I calculated the cost of the ship, and threw in the monthly expenses including salaries and maintenance. I also charge 1/240 of the cash price as ship payments. For salaries I used a flat 1000Cr per crewmember since the rules base them on expertise and officers and what not. I think I'm overpaying at that rate, but it's a reasonable guesstimate.

I took this monthly cost and divided it by the cargo volume of the freighter to get a gross expense for each cargo Dton to break even.

Since I have the tankers gassing up at Jupiter, it turns out that it takes quite a bit of time to make the trip when you're limited by G-Turn burns for fuel. A tanker fleet can make the rountrip from Jupiter to Earth in roughly 4 weeks. So in order to maintain a 2 week turn around on a simple J4 route for the freighter, I need 2 tanker fleets per system of 5 ships each. So, 10 tankers per system, 20 tankers total.

In the end, on the freighter I had a bit over 56000 Dtons free for cargo. M-Drive fuel was the top consumer of space at ~26,800 Dtons for 30 G-Turns. Next was the J Drive itself at 5000 Dtons.

So, what do we end up with? Does the math work out? Does maintaining that large tanker fleet pay off?

It does, and it pays off well.

Using the above scenario, it works out to an overall expense of 386Cr/ton. If we boost the JDrive fuel, and dump the tankers, it works to 411Cr/ton. A 6% savings. Nothing to sneeze at.

But wait, that 6% is misleading. Why? Because when we have our own tanker fleet to fuel the ship, we don't have to pay for fuel! At 100Cr/ton for unrefined fuel, the expense shoots up to 689Cr/ton! A 78% increase over operating your own fleet!

But wait, that 386Cr/ton is for operating your own fleet of drop tank tankers. If you were to operate your own fleet of fuel ships to simply fuel the ships internal J4 jump fuel tank, the price goes up to 581Cr/ton. About 16% cheaper than fueling from the starport with unrefined fuel.

If drop tanks are not "allowed", then with only a 16% savings, you would probably see fuel fleets for only the largest carriers that would have capital to build the tanker fleeets in the first place.

But if drop tanks ARE allowed for the large ships, then the large ships would almost always have tanker support. They'd also run over well controlled space lanes, and would probably not even have the 30G hrs of maneuver fuel. There would probably be 3rd party tanker fleet operators (like the companies who operate the fuel trucks at airports).

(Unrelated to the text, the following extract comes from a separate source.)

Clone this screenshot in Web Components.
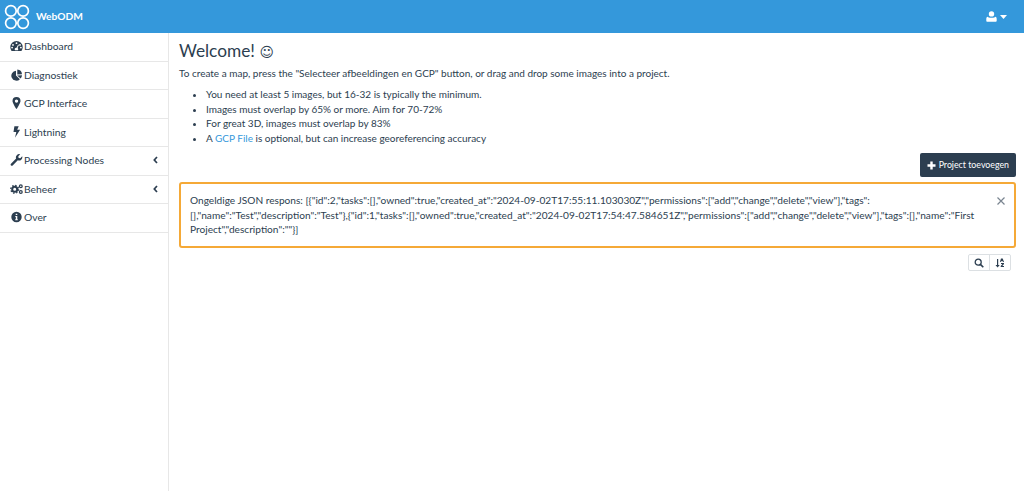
<!DOCTYPE html>
<html>
<head>
<meta charset="utf-8">
<title>WebODM</title>
<style>
  html, body { margin: 0; height: 100%; overflow: hidden; }
  body { font: 10px/14.4px Lato, "Liberation Sans", sans-serif; color: #2c3e50; background: #fff; }
  odm-app { height: 491px; }
</style>
</head>
<body>
<odm-app>
  <odm-navbar slot="top" brand="WebODM"></odm-navbar>
  <odm-sidebar slot="side">
    <odm-nav-item>
      <svg slot="icon" width="13" height="12" viewBox="0 0 13 12"><path fill="#2c3e50" fill-rule="evenodd" d="M6.5 1A6.2 6.2 0 0 0 .3 7.2c0 1.300.4 2.500 1.100 3.500.1.200.3.300.5.300h9.200c.2 0 .4-.1.500-.3.700-1 1.100-2.200 1.100-3.500A6.200 6.200 0 0 0 6.500 1zM6.500 2.300a.9.900 0 1 1 0 1.800.9.900 0 0 1 0-1.800zM3 4a.9.900 0 1 1 0 1.800A.9.900 0 0 1 3 4zM10 4a.9.900 0 1 1 0 1.800A.9.900 0 0 1 10 4zM2.100 6.700a.9.900 0 1 1 0 1.800.9.900 0 0 1 0-1.800zM10.900 6.700a.9.900 0 1 1 0 1.800.9.900 0 0 1 0-1.800zM8.200 4.600l.7.300-1.300 3.200c.4.300.6.700.6 1.100 0 .4-.1.700-.3 1H5.100a1.500 1.500 0 0 1 1.400-2.500z"/></svg>
      Dashboard
    </odm-nav-item>
    <odm-nav-item>
      <svg slot="icon" width="13" height="12" viewBox="0 0 13 12"><path fill="#2c3e50" d="M7.300.6v4.800l4.700-.2A5 5 0 0 0 7.300.6zM6 1.700a5 5 0 1 0 3.900 8.500L6 6.500zM7.100 6.500l3.500 3.100a5 5 0 0 0 1.400-3.300z"/></svg>
      Diagnostiek
    </odm-nav-item>
    <odm-nav-item>
      <svg slot="icon" width="13" height="12" viewBox="0 0 13 12"><path fill="#2c3e50" fill-rule="evenodd" d="M6.500 0a4 4 0 0 0-4 4c0 1.600 2.300 5.500 3.500 7.600.2.400.8.400 1 0C8.200 9.500 10.500 5.600 10.500 4a4 4 0 0 0-4-4zm0 2.400a1.700 1.700 0 1 1 0 3.400 1.700 1.700 0 0 1 0-3.400z"/></svg>
      GCP Interface
    </odm-nav-item>
    <odm-nav-item>
      <svg slot="icon" width="13" height="12" viewBox="0 0 13 12"><path fill="#2c3e50" d="M4.400.3h4.300L7.200 3.700h2.900L5 11.700l1.300-5.600H3.500z"/></svg>
      Lightning
    </odm-nav-item>
    <odm-nav-item sub>
      <svg slot="icon" width="13" height="12" viewBox="0 0 13 12"><path fill="#2c3e50" d="M12.200 2.300 10.300 4.200 8.600 3.900 8.300 2.200 10.200.3A3.300 3.300 0 0 0 6.100 4.600L1 9.700a1.200 1.200 0 0 0 1.700 1.700L7.800 6.300a3.300 3.300 0 0 0 4.400-4z"/></svg>
      Processing Nodes
    </odm-nav-item>
    <odm-nav-item sub>
      <svg slot="icon" width="13" height="12" viewBox="0 0 13 12"><g fill="none" stroke="#2c3e50"><circle cx="4.700" cy="6.300" r="2.500" stroke-width="2"/><circle cx="4.700" cy="6.300" r="3.900" stroke-width="1.300" stroke-dasharray="1.500 1.560"/><circle cx="10.800" cy="3.200" r="1.400" stroke-width="1.200"/><circle cx="10.800" cy="9" r="1.400" stroke-width="1.200"/></g></svg>
      Beheer
    </odm-nav-item>
    <odm-nav-item>
      <svg slot="icon" width="13" height="12" viewBox="0 0 13 12"><path fill="#2c3e50" fill-rule="evenodd" d="M6.500.8a5.200 5.200 0 1 0 0 10.400A5.200 5.200 0 0 0 6.500.8zM5.700 2.700h1.600v1.400H5.700zM5.300 4.900h2v3.300h.5v1H5.200v-1h.6V5.900h-.5z"/></svg>
      Over
    </odm-nav-item>
  </odm-sidebar>
  <odm-main slot="main">
    <odm-welcome></odm-welcome>
    <odm-toolbar>
      <odm-button>
        <svg slot="icon" width="9" height="9" viewBox="0 0 9 9"><path fill="#fff" d="M3.300.5h2.400v2.800h2.800v2.400H5.700v2.800H3.300V5.700H.5V3.300h2.800z"/></svg>
        Project toevoegen
      </odm-button>
    </odm-toolbar>
    <odm-alert>Ongeldige JSON respons: [{"id":2,"tasks":[],"owned":true,"created_at":"2024-09-02T17:55:11.103030Z","permissions":["add","change","delete","view"],"tags":[],"name":"Test","description":"Test"},{"id":1,"tasks":[],"owned":true,"created_at":"2024-09-02T17:54:47.584651Z","permissions":["add","change","delete","view"],"tags":[],"name":"First Project","description":""}]</odm-alert>
    <odm-search-sort></odm-search-sort>
  </odm-main>
</odm-app>

<script>
  // page frame: navbar on top, sidebar and content below
  class OdmApp extends HTMLElement {
    constructor() {
      super();
      this.attachShadow({ mode: 'open' });
      this.shadowRoot.innerHTML = `
        <style>
          :host { display: grid; grid-template-columns: 169px 1fr; grid-template-rows: 33px 1fr; }
          .top { grid-column: 1 / 3; }
        </style>
        <div class="top"><slot name="top"></slot></div>
        <slot name="side"></slot>
        <slot name="main"></slot>
      `;
    }
  }

  class OdmNavbar extends HTMLElement {
    constructor() {
      super();
      this.attachShadow({ mode: 'open' });
      const brand = this.getAttribute('brand') || '';
      this.shadowRoot.innerHTML = `
        <style>
          :host { display: flex; align-items: center; justify-content: space-between; height: 33px; background: #3498db; color: #fff; }
          .brand { display: flex; align-items: center; gap: 6px; padding-left: 4px; font-size: 10.200px; font-weight: 700; }
          .logo { display: block; }
          .user { display: flex; align-items: center; gap: 3px; padding-right: 17px; }
          svg { display: block; }
        </style>
        <div class="brand">
          <svg class="logo" width="26" height="26" viewBox="0 0 26 26" fill="none" stroke="#fff" stroke-width="1.700">
            <circle cx="6.900" cy="6.900" r="5.300"/><circle cx="19.100" cy="6.900" r="5.300"/>
            <circle cx="6.900" cy="19.100" r="5.300"/><circle cx="19.100" cy="19.100" r="5.300"/>
          </svg>
          <span>${brand}</span>
        </div>
        <div class="user">
          <svg width="11" height="11" viewBox="0 0 11 11"><circle cx="5.500" cy="2.900" r="2.700" fill="#fff"/><path fill="#fff" d="M1.600 5.800c.8.700 1.300 1 3.900 1s3.100-.3 3.900-1c.9.300 1.300 1.200 1.300 2.200v1.700c0 .5-.4 1-1 1H1.300c-.6 0-1-.5-1-1V8c0-1 .4-1.900 1.300-2.200z"/></svg>
          <svg width="7" height="4" viewBox="0 0 7 4"><path fill="#fff" d="M0 0h7L3.500 4z"/></svg>
        </div>
      `;
    }
  }

  class OdmSidebar extends HTMLElement {
    constructor() {
      super();
      this.attachShadow({ mode: 'open' });
      this.shadowRoot.innerHTML = `
        <style>
          :host { display: block; box-sizing: border-box; height: 458px; border-right: 1px solid #e7e7e7; font-size: 10.300px; }
        </style>
        <slot></slot>
      `;
    }
  }

  class OdmNavItem extends HTMLElement {
    constructor() {
      super();
      this.attachShadow({ mode: 'open' });
      this.shadowRoot.innerHTML = `
        <style>
          :host { display: flex; align-items: center; box-sizing: border-box; height: 28.500px; padding: 0 10px 1px 10px; border-bottom: 1px solid #e7e7e7; }
          .icon { display: flex; width: 14px; flex: none; }
          .text { flex: 1; }
          .arrow { display: none; }
          :host([sub]) .arrow { display: block; }
        </style>
        <span class="icon"><slot name="icon"></slot></span>
        <span class="text"><slot></slot></span>
        <svg class="arrow" width="5" height="8" viewBox="0 0 5 8"><path fill="none" stroke="#2c3e50" stroke-width="1.700" d="M4 1 1.300 4 4 7"/></svg>
      `;
    }
  }

  class OdmMain extends HTMLElement {
    constructor() {
      super();
      this.attachShadow({ mode: 'open' });
      this.shadowRoot.innerHTML = `
        <style>
          :host { display: block; padding: 0 8px 0 10px; }
        </style>
        <slot></slot>
      `;
    }
  }

  class OdmWelcome extends HTMLElement {
    constructor() {
      super();
      this.attachShadow({ mode: 'open' });
      this.shadowRoot.innerHTML = `
        <style>
          :host { display: block; }
          h3 { margin: 8px 0 0; font-size: 17.300px; line-height: 19px; font-weight: 400; }
          p { margin: 4px 0 0; }
          ul { margin: 7px 0 0; padding-left: 27px; }
          a { color: #3498db; text-decoration: none; }
        </style>
        <h3>Welcome! <span style="font-family: 'DejaVu Sans', sans-serif; font-size: 14px">☺</span></h3>
        <p>To create a map, press the "Selecteer afbeeldingen en GCP" button, or drag and drop some images into a project.</p>
        <ul>
          <li>You need at least 5 images, but 16-32 is typically the minimum.</li>
          <li>Images must overlap by 65% or more. Aim for 70-72%</li>
          <li>For great 3D, images must overlap by 83%</li>
          <li>A <a href="#">GCP File</a> is optional, but can increase georeferencing accuracy</li>
        </ul>
      `;
    }
  }

  class OdmToolbar extends HTMLElement {
    constructor() {
      super();
      this.attachShadow({ mode: 'open' });
      this.shadowRoot.innerHTML = `
        <style>
          :host { display: flex; justify-content: flex-end; margin-top: 8px; }
        </style>
        <slot></slot>
      `;
    }
  }

  class OdmButton extends HTMLElement {
    constructor() {
      super();
      this.attachShadow({ mode: 'open' });
      this.shadowRoot.innerHTML = `
        <style>
          :host { display: flex; align-items: center; gap: 3px; box-sizing: border-box; height: 24px; padding: 0 7px; background: #2c3e50; color: #fff; border-radius: 2px; font-size: 8.800px; }
          .icon { display: flex; }
        </style>
        <span class="icon"><slot name="icon"></slot></span>
        <span><slot></slot></span>
      `;
    }
  }

  class OdmAlert extends HTMLElement {
    constructor() {
      super();
      this.attachShadow({ mode: 'open' });
      this.shadowRoot.innerHTML = `
        <style>
          :host { display: flex; align-items: flex-start; box-sizing: border-box; height: 66px; margin-top: 5px; padding: 9px 9px 0 9px; border: 2px solid #f5a937; border-radius: 3px; font-size: 10.150px; line-height: 14.600px; }
          .msg { flex: 1; }
          .close { flex: none; width: 8px; height: 8px; margin: 4px 0 0 10px; }
          svg { display: block; }
        </style>
        <div class="msg"><slot></slot></div>
        <div class="close"><svg width="8" height="8" viewBox="0 0 8 8"><path fill="none" stroke="#7a8590" stroke-width="1.200" d="M.5.500l7 7M7.500.500l-7 7"/></svg></div>
      `;
    }
  }

  class OdmSearchSort extends HTMLElement {
    constructor() {
      super();
      this.attachShadow({ mode: 'open' });
      this.shadowRoot.innerHTML = `
        <style>
          :host { display: flex; justify-content: flex-end; margin: 6px 5px 0 0; }
          .group { display: flex; box-sizing: border-box; height: 17px; border: 1px solid #dce0e3; border-radius: 2px; }
          .btn { display: flex; align-items: center; justify-content: center; width: 20px; }
          .btn + .btn { border-left: 1px solid #dce0e3; }
          svg { display: block; }
        </style>
        <div class="group">
          <div class="btn"><svg width="10" height="10" viewBox="0 0 10 10"><circle cx="4.200" cy="4.200" r="3" fill="none" stroke="#2c3e50" stroke-width="1.300"/><path stroke="#2c3e50" stroke-width="1.600" d="M6.400 6.400 9.300 9.300"/></svg></div>
          <div class="btn"><svg width="10" height="10" viewBox="0 0 10 10"><path fill="#2c3e50" d="M2 1h1.200v6H4.700L2.600 9.500.5 7H2zM6 .500h1.700L9 4H8L7.800 3.300H6L5.700 4H4.900z"/><path fill="#2c3e50" d="M6 5h3v1L7.300 8H9v1H5.700V8L7.400 6H6z"/></svg></div>
        </div>
      `;
    }
  }

  customElements.define('odm-app', OdmApp);
  customElements.define('odm-navbar', OdmNavbar);
  customElements.define('odm-sidebar', OdmSidebar);
  customElements.define('odm-nav-item', OdmNavItem);
  customElements.define('odm-main', OdmMain);
  customElements.define('odm-welcome', OdmWelcome);
  customElements.define('odm-toolbar', OdmToolbar);
  customElements.define('odm-button', OdmButton);
  customElements.define('odm-alert', OdmAlert);
  customElements.define('odm-search-sort', OdmSearchSort);
</script>
</body>
</html>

Mind, this assumes that they can fill the cargo ship. At stock 1000Cr/ton for generic Freight, all of these scenarios are viable and profitable. Even at under 50% capacity, this is a profitable enterprise.

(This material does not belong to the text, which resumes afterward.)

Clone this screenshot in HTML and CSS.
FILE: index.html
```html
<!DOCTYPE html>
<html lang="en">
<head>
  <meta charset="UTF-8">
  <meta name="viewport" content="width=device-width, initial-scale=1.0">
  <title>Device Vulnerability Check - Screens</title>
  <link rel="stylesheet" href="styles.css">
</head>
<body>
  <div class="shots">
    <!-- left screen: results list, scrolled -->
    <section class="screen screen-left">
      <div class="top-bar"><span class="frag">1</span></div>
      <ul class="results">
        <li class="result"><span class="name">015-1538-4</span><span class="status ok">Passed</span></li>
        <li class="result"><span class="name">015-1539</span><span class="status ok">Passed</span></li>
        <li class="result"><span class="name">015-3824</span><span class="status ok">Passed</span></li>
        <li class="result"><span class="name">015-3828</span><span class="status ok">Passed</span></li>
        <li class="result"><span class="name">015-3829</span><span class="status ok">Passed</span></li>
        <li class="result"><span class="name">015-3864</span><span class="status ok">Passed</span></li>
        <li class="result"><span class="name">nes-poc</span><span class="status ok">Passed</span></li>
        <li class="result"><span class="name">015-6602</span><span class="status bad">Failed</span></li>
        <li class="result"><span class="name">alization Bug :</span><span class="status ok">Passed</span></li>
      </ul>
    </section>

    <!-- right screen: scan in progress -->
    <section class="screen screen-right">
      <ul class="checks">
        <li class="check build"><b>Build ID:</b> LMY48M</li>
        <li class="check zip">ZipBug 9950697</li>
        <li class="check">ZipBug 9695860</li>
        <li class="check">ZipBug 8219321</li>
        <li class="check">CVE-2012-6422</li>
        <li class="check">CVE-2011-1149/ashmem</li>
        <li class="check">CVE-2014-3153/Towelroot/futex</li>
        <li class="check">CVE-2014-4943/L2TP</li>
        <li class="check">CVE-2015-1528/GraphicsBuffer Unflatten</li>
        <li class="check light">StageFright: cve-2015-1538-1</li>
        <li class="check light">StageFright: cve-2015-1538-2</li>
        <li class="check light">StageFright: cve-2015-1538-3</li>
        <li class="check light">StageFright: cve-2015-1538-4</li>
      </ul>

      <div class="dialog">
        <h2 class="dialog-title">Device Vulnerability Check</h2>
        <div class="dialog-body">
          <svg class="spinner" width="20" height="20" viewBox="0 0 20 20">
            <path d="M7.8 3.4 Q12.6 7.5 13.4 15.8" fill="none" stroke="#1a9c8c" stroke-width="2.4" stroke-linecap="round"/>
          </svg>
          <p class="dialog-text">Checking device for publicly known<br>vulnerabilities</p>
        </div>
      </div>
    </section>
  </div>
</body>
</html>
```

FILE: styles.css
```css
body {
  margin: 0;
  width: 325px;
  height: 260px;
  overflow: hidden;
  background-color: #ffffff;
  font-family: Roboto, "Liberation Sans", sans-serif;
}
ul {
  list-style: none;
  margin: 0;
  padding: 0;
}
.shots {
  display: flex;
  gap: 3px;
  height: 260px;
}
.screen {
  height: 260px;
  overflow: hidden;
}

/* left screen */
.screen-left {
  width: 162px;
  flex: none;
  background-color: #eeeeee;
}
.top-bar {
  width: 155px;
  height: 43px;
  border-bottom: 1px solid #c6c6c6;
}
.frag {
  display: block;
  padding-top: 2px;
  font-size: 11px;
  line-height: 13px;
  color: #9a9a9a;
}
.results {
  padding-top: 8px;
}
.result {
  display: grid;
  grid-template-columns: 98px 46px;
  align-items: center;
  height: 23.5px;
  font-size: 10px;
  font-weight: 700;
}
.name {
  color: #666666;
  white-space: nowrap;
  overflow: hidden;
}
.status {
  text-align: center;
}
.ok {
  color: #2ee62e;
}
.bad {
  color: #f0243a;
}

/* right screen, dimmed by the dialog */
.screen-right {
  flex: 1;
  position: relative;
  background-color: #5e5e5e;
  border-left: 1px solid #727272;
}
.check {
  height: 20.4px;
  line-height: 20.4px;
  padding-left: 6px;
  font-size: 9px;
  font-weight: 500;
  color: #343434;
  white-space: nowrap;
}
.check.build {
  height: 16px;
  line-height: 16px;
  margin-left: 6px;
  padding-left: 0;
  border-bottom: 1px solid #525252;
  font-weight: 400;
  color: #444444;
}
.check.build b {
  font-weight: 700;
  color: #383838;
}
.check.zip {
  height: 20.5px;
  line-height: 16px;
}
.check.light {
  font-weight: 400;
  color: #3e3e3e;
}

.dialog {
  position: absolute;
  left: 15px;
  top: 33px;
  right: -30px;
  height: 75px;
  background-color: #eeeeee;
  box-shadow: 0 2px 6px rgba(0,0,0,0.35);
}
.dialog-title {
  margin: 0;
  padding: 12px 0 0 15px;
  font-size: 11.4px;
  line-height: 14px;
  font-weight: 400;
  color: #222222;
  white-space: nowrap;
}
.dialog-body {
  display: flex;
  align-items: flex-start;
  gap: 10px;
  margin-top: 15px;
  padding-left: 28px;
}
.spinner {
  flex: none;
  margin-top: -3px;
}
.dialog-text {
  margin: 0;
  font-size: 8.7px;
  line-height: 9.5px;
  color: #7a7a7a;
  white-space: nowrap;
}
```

Now, you thruster plate folks have a completely different set of math involved, since the you lose all of that reaction mass and gain cargo, and also your insystem travel times are much better, again since you have no reaction mass. It's ~140G hours one way from Earth to Jupiter, but that's at 1G. You can speed that up with higher G drives at minimal fuel cost. At 4G it takes 1/2 as long, so with 4G drives you need 1/2 the tanker fleet. And your tankers don't have to be as big either (my tankers consume over 1400Dtons of fuel just to make the round trip to the gas giant).

With reaction mass, hours are hours, no matter how fast your drive can spit them out, so it makes no sense to have more than a 1G drive, it's cold most of the trip anyway.

Anyway, it was a pretty enlightening excercise. I must say that running a fleet of 20 ships to support a larger ship coming out cheaper than the single ship itself was quite interesting.

Feel free to break out your kibitzing hats.
 
OK Here is another situation for Drop Tanks. A Ship under 100 tons can't have a jump drive. Yet a Heavy Fighter or a Cutter can be equipped with Drop Tanks. Taking the tonnage over 100. Can it then jump? Can it drop the tanks and jump? If it has sufficient internal fuel tankage, can it then jump again without the tanks?
 
Hey whartung

You missed crew salaries and maintenance costs as operational expenses...

You can take a huge chunk out of these by having detachable drives for the fuel tanks, and just buy more tanks.

A set of fuel skimmers fills the tanks, a set of "tugs" pushes the (full) tanks towards a collection point, and a second set of tugs stops the tanks at the far end and positions them for use. This allows you to have one set of drives (the expensive part) per (N, where N is probably a large number) fuel tanks.

Once you set up the "pipeline" you only need a single "booster" at the gas giant end (making lots of small daily boosts) and tugs equal to the max number of tankers you need for your ship at the other end (or even better, a single "collector" tug to get the (unpowered) empties once your transport has jumped) and one or more fuel skimmers.

This *massively* decreases the costs of your operation, since the major cost factor is not the hulls / tanks, but the drives to push them around. If you're "coasting" them anyway, why include drives?

IMTU the "bulk hauler" jumpships have under 10 G-turns of fuel (for a 0.1G drive when unloaded, crawling down to millimeters per second squared when loaded) and carry all of their remaining fuel in drop tanks (some of which do not get detached on jump) They never approach a gravity well, and operate on a strictly regulated schedule to ensure that they are not a "hazard to navigation" at their jump emergence points, since they *can't* get out of the way of other traffic.